Records with interface code →
▬▬▬▬▬▬

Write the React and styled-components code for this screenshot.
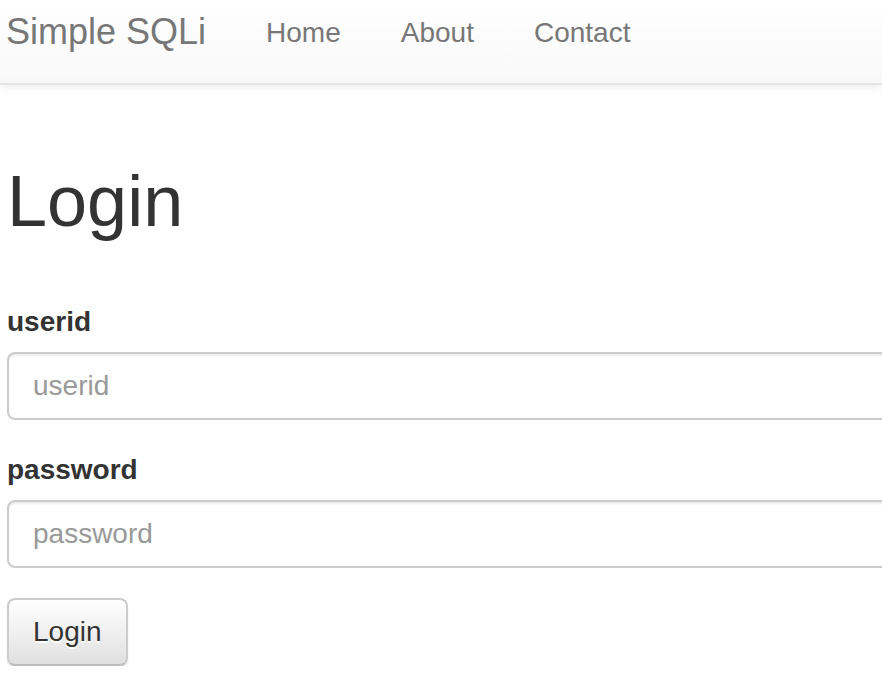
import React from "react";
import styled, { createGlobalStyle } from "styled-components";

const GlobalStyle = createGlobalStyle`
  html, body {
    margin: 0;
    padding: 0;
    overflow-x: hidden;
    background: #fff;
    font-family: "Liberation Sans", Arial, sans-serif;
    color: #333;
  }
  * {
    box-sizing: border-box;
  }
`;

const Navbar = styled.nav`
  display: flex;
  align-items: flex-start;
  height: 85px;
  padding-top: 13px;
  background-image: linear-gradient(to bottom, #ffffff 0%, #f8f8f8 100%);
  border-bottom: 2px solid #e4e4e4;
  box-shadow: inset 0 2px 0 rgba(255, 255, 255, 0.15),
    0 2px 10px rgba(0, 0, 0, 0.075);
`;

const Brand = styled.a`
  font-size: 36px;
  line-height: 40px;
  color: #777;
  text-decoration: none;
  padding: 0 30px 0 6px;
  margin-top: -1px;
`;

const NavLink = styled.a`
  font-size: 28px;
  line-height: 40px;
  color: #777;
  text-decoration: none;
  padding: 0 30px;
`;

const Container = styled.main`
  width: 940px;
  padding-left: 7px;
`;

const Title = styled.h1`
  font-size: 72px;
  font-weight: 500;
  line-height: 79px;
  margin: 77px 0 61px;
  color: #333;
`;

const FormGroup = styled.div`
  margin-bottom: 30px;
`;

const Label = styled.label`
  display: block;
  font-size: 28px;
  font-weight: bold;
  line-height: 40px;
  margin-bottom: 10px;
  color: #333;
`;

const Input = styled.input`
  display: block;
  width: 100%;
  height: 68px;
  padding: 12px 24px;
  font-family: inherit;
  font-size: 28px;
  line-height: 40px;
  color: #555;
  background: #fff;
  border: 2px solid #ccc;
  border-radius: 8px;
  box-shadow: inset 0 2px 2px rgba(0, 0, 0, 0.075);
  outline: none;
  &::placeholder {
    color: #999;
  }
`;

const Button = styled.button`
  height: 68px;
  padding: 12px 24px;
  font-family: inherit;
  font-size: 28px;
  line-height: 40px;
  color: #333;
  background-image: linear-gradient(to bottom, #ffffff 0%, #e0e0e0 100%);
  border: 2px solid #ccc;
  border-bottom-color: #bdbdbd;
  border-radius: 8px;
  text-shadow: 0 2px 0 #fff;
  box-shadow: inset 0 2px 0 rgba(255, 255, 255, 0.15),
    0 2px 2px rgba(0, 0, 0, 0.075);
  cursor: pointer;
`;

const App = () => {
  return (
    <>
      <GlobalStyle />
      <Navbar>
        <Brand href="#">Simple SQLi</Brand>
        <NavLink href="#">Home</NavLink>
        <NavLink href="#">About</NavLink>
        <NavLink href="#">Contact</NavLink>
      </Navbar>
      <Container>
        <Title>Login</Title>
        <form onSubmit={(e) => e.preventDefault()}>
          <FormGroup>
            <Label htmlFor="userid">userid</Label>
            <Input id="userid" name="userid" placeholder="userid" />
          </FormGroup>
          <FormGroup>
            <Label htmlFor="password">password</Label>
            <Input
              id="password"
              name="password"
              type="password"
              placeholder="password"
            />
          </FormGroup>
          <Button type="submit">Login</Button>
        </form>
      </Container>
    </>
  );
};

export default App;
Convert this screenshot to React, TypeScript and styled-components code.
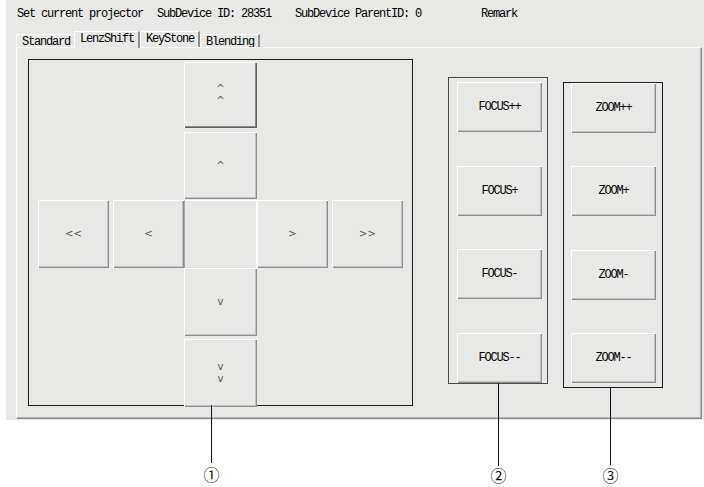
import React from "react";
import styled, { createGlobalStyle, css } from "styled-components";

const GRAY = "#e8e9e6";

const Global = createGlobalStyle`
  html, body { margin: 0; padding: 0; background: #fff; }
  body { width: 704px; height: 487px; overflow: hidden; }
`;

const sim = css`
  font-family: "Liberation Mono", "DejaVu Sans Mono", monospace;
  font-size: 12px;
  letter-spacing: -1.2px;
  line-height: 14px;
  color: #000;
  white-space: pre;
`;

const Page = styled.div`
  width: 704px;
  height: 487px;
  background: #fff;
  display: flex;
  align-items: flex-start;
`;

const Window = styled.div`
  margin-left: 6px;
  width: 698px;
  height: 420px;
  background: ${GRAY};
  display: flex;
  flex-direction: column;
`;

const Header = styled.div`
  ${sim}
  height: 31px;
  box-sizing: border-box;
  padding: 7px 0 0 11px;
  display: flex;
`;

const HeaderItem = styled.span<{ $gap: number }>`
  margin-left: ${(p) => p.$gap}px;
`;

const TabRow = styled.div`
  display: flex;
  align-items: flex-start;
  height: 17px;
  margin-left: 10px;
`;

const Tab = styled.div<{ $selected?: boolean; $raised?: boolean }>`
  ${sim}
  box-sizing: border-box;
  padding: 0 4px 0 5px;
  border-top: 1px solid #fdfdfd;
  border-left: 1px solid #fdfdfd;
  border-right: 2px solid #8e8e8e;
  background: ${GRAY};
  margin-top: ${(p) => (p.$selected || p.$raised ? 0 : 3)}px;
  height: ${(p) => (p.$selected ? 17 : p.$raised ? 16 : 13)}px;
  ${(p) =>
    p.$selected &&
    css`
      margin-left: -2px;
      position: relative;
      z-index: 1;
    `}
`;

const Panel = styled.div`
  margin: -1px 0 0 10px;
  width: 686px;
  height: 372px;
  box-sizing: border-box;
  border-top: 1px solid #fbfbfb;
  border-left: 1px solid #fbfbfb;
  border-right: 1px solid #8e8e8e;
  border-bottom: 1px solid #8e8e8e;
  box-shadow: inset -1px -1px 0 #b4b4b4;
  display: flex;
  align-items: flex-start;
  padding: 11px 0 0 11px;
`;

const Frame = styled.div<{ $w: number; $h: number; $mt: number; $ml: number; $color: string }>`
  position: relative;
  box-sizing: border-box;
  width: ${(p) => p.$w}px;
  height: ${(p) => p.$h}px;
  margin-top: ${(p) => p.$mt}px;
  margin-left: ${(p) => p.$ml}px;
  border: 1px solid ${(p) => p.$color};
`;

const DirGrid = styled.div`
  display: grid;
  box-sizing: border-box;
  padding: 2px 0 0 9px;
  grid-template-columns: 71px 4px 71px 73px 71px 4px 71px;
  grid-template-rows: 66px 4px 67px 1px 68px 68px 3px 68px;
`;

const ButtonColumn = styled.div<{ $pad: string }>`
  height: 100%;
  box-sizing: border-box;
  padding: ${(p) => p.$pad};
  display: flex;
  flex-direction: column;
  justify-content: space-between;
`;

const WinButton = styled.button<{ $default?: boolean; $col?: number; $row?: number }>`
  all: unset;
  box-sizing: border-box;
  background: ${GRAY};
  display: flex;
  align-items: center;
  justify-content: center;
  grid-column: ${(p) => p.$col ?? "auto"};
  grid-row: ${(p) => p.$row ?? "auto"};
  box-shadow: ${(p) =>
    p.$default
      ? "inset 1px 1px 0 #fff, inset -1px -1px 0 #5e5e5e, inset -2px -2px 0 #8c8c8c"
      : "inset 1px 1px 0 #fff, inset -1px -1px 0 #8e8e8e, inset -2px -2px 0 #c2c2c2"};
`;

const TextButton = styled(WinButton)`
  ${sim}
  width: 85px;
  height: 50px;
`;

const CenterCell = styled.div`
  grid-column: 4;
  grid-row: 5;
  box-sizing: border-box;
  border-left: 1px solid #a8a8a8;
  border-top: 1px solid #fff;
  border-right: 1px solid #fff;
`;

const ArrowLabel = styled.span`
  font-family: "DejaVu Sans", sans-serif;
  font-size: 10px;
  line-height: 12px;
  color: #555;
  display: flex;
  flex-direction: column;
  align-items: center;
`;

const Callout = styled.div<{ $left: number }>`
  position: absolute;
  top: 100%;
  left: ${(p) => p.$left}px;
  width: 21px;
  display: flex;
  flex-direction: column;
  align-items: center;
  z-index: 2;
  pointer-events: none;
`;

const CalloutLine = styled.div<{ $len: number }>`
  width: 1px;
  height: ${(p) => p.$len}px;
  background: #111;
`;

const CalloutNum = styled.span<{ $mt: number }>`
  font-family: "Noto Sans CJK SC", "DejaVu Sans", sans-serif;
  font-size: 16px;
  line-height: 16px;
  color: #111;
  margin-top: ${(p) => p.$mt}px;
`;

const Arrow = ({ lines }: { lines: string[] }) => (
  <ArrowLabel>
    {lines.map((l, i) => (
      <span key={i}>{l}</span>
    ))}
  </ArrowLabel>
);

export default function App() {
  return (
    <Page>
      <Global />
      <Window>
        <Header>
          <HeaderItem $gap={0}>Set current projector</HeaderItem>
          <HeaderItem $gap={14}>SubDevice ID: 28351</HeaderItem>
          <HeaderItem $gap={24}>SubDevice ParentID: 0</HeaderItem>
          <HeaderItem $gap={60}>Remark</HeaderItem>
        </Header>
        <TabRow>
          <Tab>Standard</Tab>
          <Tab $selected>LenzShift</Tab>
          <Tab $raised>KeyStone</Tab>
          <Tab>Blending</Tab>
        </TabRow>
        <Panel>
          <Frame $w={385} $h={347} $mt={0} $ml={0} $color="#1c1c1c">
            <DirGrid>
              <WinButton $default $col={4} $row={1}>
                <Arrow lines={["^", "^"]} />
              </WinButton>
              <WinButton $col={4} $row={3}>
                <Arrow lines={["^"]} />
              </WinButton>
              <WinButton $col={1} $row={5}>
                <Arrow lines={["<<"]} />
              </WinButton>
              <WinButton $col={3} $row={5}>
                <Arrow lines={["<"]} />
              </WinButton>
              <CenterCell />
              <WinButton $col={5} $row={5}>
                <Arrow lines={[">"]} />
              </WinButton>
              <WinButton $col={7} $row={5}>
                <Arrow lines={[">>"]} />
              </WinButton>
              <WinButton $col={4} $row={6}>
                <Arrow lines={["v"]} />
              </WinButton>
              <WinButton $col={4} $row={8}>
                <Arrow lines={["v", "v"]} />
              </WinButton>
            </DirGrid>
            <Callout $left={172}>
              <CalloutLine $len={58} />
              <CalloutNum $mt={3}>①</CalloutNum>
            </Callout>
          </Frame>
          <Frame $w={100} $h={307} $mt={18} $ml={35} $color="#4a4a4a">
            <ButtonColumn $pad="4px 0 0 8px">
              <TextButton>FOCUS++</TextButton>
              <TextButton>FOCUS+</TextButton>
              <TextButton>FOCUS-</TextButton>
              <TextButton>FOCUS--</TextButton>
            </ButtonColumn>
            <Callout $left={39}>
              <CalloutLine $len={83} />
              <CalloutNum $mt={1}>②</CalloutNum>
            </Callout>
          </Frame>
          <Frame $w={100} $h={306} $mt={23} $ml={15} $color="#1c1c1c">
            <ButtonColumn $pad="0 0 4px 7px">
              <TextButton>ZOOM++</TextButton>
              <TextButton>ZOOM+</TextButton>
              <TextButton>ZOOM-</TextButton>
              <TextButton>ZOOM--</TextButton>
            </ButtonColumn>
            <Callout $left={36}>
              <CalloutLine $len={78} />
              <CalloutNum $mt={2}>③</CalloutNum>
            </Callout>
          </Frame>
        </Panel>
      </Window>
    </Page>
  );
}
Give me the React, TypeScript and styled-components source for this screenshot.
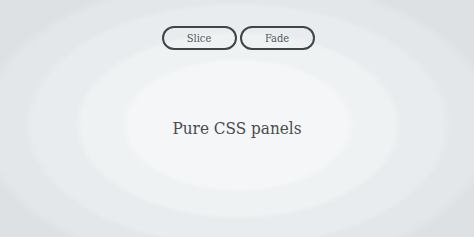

▬▬▬▬▬▬

Lines that include the word "this" — how many are there in the data? Answer with the number alone.

3